Review by Woodrow Phoenix
Superman Sunday Classics reprints the first four years of Superman’s newspaper comic strip, which began with dailies in January 1939, adding weekly full-colour Sunday pages in November. The introduction by writer Roger Stern describes the creation of Superman by Jerry Siegel & Joe Shuster and the leap from comics to far more prestigious and lucrative daily newspapers. Introduced in The Washington Post, Superman picked up sixty more newspapers in the first month. By 1941 he was reaching twenty-five million readers in 230 newspapers. Artists who assisted Joe Shuster in the production of the strips are listed in a footnote as Paul Cassidy, Leo Nowak, Dennis Neville, John Sikela, Ed Dobrotka, Ira Yarborough, Paul J. Lauretta, Wayne Boring and Jack Burnley. Writers Whitney Ellsworth, Jack Schiff and Alvin Schwartz are also cited, but there are no detailed credits given. The contents page only lists each group of strips by title and date for the nineteen stories presented here.

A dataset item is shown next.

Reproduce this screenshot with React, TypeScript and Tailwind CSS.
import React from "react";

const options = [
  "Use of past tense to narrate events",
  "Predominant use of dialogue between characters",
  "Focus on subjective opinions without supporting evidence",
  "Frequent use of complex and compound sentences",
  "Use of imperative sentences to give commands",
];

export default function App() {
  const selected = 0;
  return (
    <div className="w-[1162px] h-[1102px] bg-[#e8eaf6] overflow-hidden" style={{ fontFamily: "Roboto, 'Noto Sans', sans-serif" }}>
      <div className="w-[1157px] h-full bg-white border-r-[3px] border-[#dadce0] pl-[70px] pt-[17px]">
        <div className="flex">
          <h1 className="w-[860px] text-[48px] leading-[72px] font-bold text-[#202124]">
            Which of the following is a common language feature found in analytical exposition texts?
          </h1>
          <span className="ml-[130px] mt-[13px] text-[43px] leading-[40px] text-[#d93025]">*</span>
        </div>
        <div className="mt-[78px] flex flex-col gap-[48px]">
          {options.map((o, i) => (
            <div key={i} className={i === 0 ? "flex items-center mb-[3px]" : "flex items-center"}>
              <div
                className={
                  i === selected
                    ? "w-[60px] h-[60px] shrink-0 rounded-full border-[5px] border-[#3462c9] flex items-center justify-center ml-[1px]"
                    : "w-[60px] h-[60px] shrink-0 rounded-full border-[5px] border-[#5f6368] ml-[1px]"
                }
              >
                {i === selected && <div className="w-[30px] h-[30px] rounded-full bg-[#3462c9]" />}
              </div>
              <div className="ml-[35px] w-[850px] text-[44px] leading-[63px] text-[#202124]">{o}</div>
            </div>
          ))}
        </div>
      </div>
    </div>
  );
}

The idea of a man with immense non-human powers is a crazy novelty in these first years, and the strangeness of this blue and red dervish, impervious to bullets, who throws people out of windows or casually overturns their cars with them inside has an exciting, unpredictable charge. Superman himself is darkly, briskly funny as he punches his way through dangerous situations, misjudges his strength and wounds adversaries – “I barely touched him and he’s bleeding profusely!” he exclaims after knocking a towering menace unconscious. He even accidentally kills them, as in ‘The Bandit Robots of Metropolis’ (strips 52-59, 1940). “Let’s see how you’re put together!” he says as he smashes a giant robot in the head, only to find “A MAN – DEAD! Then these robots were merely mechanisms guided by the human beings within them!” In the next panel Superman has tossed the body aside and is piloting the dented giant robot himself. “Now if this blamed thing only continues to work,” he mutters as he steers it into the crooks secret hideout.
The brash, impatient hero of these stories is more inclined to slap the answers out of a blackmailer or a fifth columnist than ask first, so doesn’t have much in common with the Superman we know today. These straightforward tales of sabotage, robbery and extortion foiled by the Man of Tomorrow are a simplistic but fun look at the early superhero genre before the clichés began to pile up.
This book has been republished in hard and softcovers several times since the initial 1999 DC/Kitchen Sink co-production, with different covers. It doesn’t have the extensive, well-researched extra features that made the Batman Sunday Classics volume such a great collection, but it does have one special bonus: the famous ‘How Superman Would End World War II’ strip from the February 27, 1940 issue of Look magazine, which sees Superman snatch up Adolf Hitler from his retreat and pluck Joseph Stalin from his balcony. He carries the two dictators to the League of Nations in Geneva, Switzerland. “Gentlemen, I’ve brought before you the two power-mad scoundrels responsible for Europe’s present ills. What is your judgement?” he asks. “Adolf Hitler and Joseph Stalin – We pronounce you guilty of modern history’s greatest crime,” declares the court, “Unprovoked aggression against defenceless countries.”